What’s especially fabulous about Bonal is that it’s made to be a meal starter. Years ago, it was known as “ouvre l’appétit”, a beverage to “open the appetite.” It’s traditionally enjoyed neat, on ice with a twist, and can also replace sweet red Vermouth in cocktails. Though it does finish with a bitter note, Bonal also has a touch of honeysuckle, herbs and elderflower on the palate, making it attractive even to those who typically shy away from more overt apéritivi like Campari or Amaro. And 16% ABV keeps it light and approachable.
You can find Bonal peppered on cocktail lists around the District. Adam Bernbach, beverage manager at Proof and Estadio, has been known to play around with it. Right now he’s doing the Leave Home, with reposado tequila, corn whiskey and celery bitters. Bourbon Steak’s Bone Pick cocktail mixes it with Cointreau and iced tea, and Jeff Faile’s Straight to the Top at Fiola combines Bonal with Knob Creek Bourbon, Barolo Chinato, and chocolate and orange bitters.

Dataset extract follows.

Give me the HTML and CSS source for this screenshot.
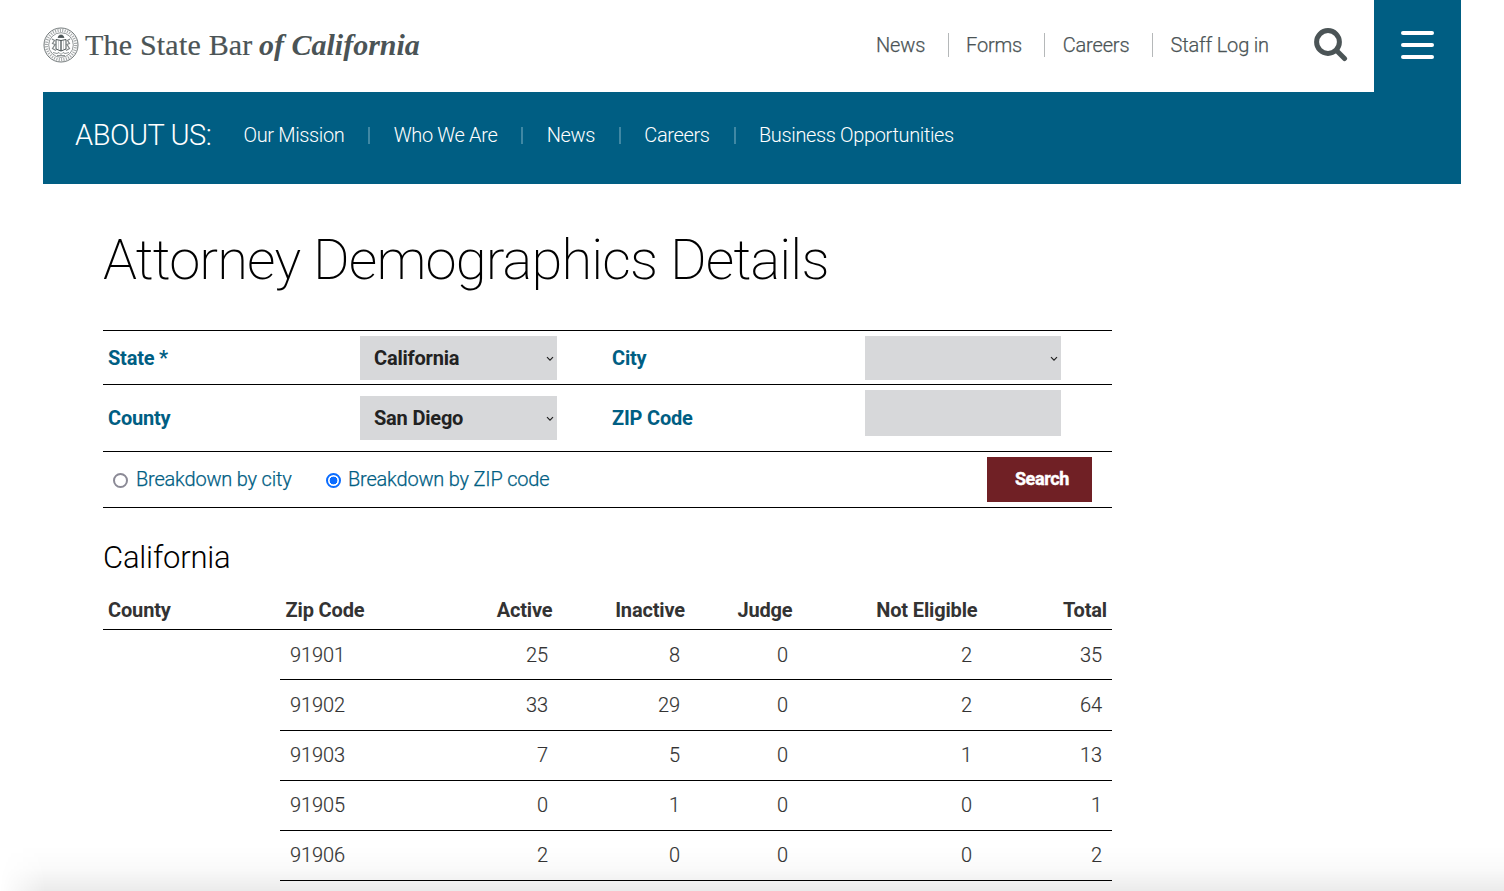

The sparkling wine cocktail I was digging recently was made at Vinoteca by mixologist Horus Alvarez. He mingles Bonal with Aperol, St. Germain and grapefruit juice, all of which play off Bonal’s floral notes. What makes this drink fitting for Thanksgiving entertaining is that the base can be made in advance and kept chilled. When guests arrive, just pour about 1 1/3 oz. into a chilled flute, top it with sparkling wine and garnish with a thyme sprig. Or keep a pitcher of the base and a bottle of sparkling wine on ice, along with the garnish, a calibrated shot glass and a recipe card, and let guests help themselves.
Bonal Sparkling Cocktail
Recipe courtesy Horus Alvarez, Mixologist, Vinoteca, Washington, D.C.

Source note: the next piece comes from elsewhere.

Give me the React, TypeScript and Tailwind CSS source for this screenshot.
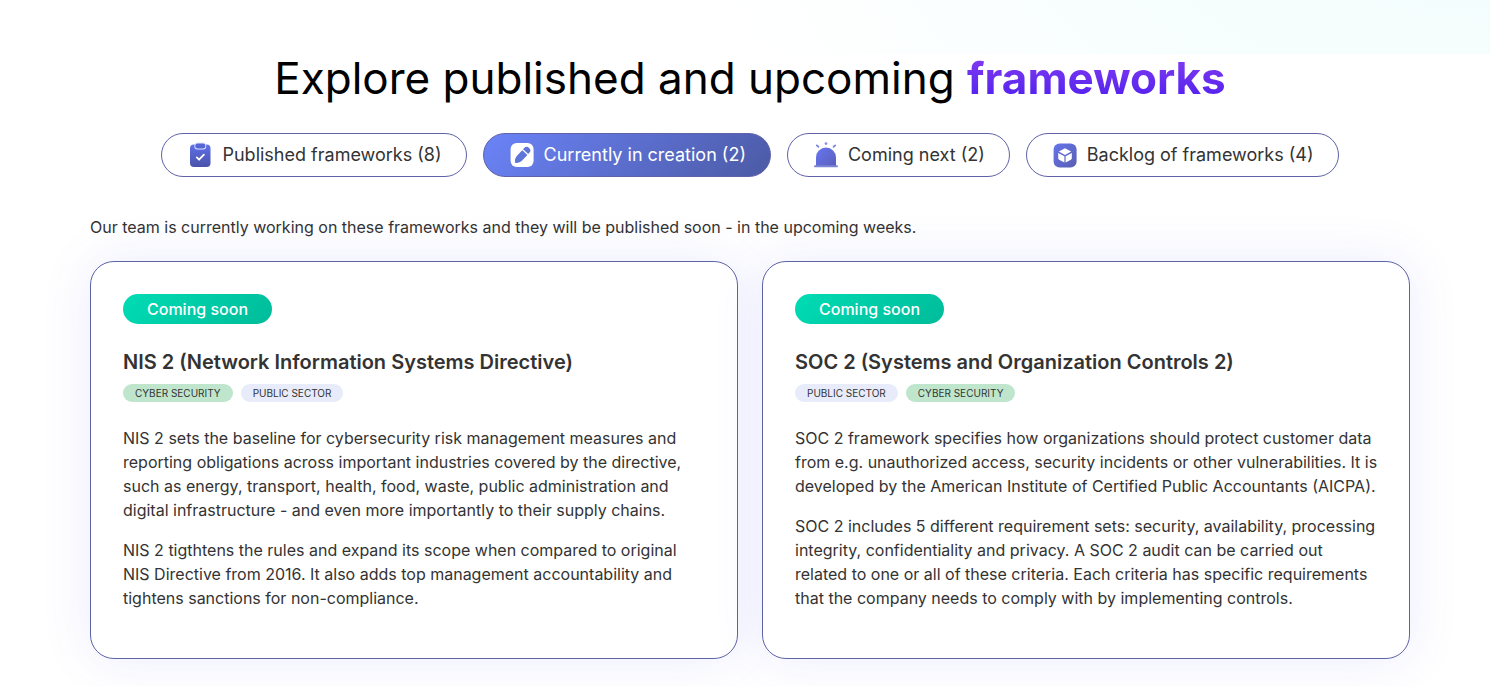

1/3 oz. Bonal Gentiane-Quina
¼ oz. Aperol
¼ oz. St. Germain
¼ oz. simple syrup
¼ oz. fresh grapefruit Juice
4 oz. dry sparkling wine
Thyme sprig, for garnish
Combine Bonal, Aperol, St. Germain, simple syrup and grapefruit juice in a cocktail shaker, and chill for few minutes. Pour into a chilled Champagne flute and top off with sparkling wine. Garnish with a thyme sprig.
Bonal is available in the District. Once you get your hands on a bottle, here are some other libations to try:
Quin Quina Crusta
Recipe courtesy Leo Robitschek, Eleven Madison Park, New York, NY
This is another great Bonal-based starter. Don’t be confused by the amount of Peychaud’s Bitters in this recipe—it’s not a typo, and lends both a gorgeous ruby hue and an appealing herbal spiciness to the drink. The small amount of Luxardo included keeps that powerful flavor in check; this is a perfectly balanced cocktail.
2 oz. Bonal Gentiane-Quina
½ oz. lemon juice
½ oz. Peychaud’s Bitters
¼ oz. Luxardo Maraschino Liqueur
Lemon peel, for garnish
Rub the outside of a cocktail glass with the juice from a lemon wedge, and then dip in sugar to coat. Chill the glass. Add Bonal, lemon juice, Peychaud’s and Luxardo to a cocktail shaker. Dry shake, and pour into the prepared cocktail glass, over crushed ice. Garnish with the lemon peel.
Recipe courtesy Haus Alpenz
Mixing Bonal with fresh apple cider (not apple juice) is a classic way to enjoy it; it’s also perfect for this time of year.
2 oz. Bonal Gentiane-Quina
2 oz. fresh apple cider
Lemon wedge, for garnish
Add Bonal and apple cider to a cocktail shaker. Add ice, and shake until chilled. Strain into a chilled cocktail glass, and garnish with a lemon wedge.
Bonal & Rye
Recipe courtesy Todd Smith, San Francisco, CA
Fans of brown spirits will enjoy this mixture of spicy rye, Bonal and citrus. The recipe calls for it to be served up, but straining it over cracked ice works as well. Garnish with an orange peel if you like.
2 oz. rye whiskey
1 oz. Bonal Gentiane-Quina
½ oz. Combier or Cointreau
2 dashes orange bitters
1 dash Angostura bitters
Add all to a cocktail shaker. Add ice, and stir until chilled. Strain into a chilled cocktail glass.